*Prompt*. Only the lines from the one with "Reproduce this screenshot" to the one with "import React from", both included, should be output, without any images.

[Records with interface code]
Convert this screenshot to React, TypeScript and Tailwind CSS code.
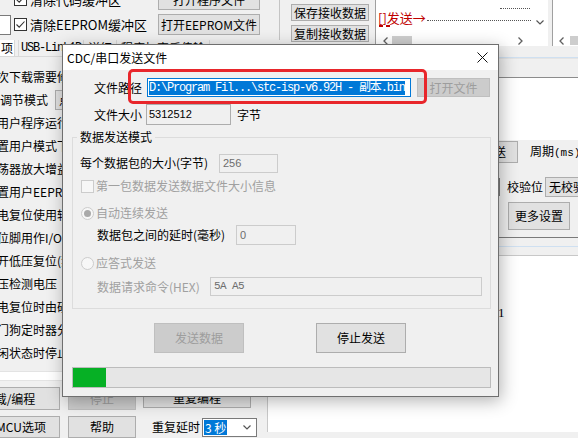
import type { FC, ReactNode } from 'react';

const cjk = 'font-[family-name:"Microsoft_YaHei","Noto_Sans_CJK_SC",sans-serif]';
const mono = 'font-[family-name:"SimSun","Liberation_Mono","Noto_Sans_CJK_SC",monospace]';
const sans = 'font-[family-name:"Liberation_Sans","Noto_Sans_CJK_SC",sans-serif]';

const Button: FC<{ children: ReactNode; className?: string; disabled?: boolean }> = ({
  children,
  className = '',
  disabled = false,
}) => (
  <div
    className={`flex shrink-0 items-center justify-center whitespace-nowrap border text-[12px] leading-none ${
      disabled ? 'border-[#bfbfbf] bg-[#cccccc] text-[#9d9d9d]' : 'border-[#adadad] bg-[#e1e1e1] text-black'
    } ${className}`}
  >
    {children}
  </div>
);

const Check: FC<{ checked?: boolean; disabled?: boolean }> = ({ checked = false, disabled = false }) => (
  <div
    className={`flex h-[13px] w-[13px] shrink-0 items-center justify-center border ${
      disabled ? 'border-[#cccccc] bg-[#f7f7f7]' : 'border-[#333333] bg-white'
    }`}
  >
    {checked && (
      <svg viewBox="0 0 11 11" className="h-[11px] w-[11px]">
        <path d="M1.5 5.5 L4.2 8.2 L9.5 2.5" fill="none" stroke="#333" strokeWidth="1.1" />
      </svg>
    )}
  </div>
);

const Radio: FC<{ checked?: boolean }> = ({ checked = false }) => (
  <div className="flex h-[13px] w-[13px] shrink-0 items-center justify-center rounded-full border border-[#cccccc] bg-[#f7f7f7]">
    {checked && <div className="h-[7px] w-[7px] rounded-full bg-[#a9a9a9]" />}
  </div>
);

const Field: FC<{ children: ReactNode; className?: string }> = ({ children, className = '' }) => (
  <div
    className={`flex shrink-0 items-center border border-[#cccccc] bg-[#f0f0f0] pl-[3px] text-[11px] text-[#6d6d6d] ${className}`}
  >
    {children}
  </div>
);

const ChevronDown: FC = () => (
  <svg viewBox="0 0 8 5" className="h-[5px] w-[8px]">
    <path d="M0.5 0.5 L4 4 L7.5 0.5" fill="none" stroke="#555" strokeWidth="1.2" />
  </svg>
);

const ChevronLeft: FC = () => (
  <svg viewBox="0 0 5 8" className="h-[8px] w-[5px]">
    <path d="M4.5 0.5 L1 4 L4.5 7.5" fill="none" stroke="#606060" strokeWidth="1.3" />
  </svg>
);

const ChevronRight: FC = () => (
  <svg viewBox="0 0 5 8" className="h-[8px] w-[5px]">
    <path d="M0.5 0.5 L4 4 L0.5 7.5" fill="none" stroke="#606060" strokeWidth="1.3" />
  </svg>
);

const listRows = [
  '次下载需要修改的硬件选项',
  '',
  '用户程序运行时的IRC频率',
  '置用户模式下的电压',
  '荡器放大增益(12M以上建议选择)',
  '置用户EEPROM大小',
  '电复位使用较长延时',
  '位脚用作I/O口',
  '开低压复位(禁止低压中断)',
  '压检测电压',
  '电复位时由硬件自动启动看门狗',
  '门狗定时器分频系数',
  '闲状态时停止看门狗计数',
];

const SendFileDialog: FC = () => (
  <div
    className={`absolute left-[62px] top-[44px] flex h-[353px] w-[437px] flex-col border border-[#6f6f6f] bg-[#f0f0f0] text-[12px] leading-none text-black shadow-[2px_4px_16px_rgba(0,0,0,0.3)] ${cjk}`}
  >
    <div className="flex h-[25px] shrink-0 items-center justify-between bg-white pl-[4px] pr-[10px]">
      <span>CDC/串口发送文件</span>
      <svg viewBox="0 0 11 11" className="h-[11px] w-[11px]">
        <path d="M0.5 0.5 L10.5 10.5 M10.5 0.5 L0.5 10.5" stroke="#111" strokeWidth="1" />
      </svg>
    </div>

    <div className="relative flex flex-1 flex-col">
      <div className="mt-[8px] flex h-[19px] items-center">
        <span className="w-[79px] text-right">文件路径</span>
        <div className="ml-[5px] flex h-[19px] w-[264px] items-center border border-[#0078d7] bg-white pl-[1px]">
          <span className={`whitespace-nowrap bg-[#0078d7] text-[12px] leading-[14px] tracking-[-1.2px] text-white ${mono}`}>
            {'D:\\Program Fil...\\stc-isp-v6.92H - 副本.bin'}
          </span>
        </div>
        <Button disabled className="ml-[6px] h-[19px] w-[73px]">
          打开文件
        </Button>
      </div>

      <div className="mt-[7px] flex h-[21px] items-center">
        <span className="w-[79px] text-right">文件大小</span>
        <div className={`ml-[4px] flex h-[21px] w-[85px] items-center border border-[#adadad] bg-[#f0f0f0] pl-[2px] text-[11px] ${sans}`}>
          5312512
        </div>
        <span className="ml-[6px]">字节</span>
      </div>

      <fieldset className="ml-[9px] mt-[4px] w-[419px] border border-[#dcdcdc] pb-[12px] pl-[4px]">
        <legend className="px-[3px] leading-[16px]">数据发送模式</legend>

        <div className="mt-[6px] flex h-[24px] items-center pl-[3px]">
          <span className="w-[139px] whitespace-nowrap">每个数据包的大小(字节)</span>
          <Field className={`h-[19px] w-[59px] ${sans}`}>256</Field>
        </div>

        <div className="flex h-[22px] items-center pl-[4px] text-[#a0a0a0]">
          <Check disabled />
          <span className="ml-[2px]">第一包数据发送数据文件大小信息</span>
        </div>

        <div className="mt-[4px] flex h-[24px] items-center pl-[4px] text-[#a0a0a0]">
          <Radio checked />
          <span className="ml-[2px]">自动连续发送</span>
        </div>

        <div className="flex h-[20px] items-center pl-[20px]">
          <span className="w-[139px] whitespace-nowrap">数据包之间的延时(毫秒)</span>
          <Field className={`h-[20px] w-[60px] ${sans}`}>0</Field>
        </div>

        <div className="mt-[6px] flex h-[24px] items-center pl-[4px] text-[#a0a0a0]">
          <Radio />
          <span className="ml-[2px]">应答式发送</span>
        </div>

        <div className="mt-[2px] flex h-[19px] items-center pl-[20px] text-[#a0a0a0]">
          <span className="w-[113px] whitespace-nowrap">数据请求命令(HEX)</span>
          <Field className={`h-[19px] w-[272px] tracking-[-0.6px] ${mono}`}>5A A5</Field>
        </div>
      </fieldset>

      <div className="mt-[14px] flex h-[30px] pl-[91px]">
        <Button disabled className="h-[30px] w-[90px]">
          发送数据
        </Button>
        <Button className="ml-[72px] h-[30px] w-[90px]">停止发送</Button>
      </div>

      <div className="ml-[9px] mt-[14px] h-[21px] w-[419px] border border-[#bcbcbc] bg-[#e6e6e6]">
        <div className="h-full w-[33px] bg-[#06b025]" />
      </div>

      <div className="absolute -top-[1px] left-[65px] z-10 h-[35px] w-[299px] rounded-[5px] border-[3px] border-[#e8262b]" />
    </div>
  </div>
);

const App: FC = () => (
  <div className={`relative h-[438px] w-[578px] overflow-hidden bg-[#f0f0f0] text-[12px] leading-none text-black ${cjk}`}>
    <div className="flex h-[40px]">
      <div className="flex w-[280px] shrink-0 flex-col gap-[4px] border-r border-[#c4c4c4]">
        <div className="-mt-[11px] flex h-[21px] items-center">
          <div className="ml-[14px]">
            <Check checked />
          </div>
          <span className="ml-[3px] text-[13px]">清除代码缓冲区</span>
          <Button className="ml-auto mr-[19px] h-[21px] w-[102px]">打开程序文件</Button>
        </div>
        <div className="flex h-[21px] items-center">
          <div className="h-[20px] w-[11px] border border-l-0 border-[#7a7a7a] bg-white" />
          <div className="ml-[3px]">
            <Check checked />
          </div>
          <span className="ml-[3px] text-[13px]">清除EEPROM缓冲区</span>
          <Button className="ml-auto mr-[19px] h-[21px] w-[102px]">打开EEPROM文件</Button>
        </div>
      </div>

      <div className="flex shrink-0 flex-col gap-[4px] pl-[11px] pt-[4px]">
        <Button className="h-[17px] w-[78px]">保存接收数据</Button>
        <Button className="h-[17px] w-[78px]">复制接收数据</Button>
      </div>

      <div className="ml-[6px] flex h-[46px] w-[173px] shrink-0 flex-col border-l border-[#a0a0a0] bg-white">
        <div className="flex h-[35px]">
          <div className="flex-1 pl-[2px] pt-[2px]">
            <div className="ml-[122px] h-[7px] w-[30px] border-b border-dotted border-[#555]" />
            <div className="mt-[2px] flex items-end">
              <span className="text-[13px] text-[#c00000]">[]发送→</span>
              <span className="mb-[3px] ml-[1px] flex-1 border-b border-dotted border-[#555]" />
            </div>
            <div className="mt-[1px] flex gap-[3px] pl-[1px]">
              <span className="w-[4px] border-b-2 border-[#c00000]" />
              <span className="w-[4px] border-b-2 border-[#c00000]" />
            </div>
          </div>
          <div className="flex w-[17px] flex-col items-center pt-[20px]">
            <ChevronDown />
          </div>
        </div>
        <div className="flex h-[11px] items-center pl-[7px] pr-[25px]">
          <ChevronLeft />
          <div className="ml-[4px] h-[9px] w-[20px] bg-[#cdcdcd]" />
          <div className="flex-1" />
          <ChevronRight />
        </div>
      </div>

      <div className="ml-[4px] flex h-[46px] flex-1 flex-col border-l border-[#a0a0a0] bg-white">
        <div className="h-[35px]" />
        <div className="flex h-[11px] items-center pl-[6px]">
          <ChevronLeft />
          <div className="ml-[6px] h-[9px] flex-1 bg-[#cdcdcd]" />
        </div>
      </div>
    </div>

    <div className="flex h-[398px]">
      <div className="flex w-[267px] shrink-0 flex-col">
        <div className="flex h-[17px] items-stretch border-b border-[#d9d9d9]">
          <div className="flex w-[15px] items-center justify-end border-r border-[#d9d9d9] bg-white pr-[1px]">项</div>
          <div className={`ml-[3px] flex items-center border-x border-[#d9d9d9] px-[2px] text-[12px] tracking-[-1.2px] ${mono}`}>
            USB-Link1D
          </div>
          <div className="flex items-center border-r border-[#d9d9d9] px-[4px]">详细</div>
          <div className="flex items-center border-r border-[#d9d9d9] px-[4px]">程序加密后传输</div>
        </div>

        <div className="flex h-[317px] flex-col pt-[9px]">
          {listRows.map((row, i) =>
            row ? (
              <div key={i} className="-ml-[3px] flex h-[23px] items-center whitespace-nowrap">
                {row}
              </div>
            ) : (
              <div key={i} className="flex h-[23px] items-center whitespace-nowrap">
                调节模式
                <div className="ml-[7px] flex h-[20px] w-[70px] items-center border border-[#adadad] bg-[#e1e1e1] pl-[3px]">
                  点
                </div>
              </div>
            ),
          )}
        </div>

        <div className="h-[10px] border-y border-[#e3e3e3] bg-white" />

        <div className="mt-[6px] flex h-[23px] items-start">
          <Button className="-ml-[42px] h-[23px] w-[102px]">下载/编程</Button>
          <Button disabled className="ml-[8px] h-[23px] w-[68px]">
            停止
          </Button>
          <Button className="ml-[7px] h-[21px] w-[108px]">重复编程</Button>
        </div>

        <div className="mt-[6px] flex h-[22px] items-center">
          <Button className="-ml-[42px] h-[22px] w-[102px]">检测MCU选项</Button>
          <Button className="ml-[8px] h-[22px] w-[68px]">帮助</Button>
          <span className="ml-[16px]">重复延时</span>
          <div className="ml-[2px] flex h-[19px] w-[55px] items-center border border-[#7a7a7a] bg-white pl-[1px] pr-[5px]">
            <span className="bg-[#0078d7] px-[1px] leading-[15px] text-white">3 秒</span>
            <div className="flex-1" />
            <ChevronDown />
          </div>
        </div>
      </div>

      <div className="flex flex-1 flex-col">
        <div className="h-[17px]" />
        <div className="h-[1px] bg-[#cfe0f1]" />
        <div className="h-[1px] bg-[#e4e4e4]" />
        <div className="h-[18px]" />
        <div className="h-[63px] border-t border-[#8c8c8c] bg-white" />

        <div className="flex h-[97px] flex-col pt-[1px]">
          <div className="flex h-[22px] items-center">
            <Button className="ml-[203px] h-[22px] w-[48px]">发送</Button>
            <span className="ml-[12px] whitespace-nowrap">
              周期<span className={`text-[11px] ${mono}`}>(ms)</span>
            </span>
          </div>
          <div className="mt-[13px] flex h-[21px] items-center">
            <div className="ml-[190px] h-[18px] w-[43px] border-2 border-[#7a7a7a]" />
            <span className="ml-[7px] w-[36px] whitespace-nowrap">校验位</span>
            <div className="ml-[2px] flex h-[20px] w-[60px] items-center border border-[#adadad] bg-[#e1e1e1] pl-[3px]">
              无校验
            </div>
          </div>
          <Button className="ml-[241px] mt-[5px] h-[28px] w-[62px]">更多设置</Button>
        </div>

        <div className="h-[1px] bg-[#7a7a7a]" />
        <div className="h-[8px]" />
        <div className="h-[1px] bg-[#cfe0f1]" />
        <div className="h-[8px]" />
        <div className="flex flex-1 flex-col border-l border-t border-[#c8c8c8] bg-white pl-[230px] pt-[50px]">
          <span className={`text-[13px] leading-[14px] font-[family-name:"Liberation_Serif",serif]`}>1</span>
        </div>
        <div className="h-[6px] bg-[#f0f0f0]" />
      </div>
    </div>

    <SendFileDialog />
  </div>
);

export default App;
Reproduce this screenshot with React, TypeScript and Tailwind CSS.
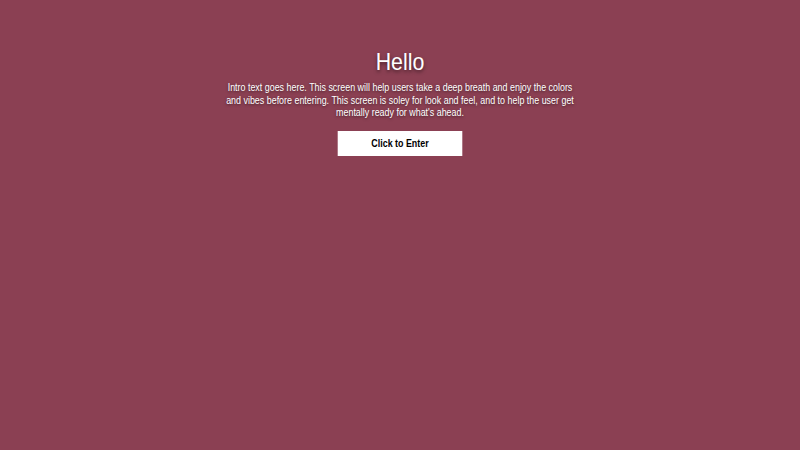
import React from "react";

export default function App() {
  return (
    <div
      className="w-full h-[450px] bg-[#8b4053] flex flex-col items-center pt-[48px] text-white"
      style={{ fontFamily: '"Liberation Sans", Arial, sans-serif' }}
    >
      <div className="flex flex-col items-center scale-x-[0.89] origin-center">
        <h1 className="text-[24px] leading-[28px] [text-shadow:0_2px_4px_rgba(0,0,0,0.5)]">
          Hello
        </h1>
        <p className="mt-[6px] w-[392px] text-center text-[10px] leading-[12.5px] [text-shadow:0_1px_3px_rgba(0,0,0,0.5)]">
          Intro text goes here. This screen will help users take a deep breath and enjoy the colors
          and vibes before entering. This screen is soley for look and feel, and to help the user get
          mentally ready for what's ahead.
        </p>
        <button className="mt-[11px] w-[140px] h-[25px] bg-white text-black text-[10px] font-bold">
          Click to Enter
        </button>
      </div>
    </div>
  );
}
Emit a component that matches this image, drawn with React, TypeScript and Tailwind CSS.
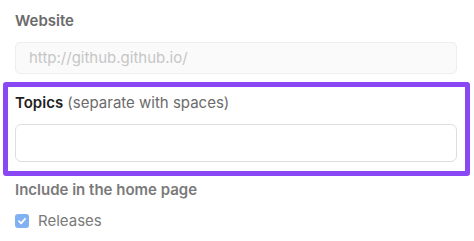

*Result*.
Reproduce this screenshot with React, TypeScript and Tailwind CSS.
import React from "react";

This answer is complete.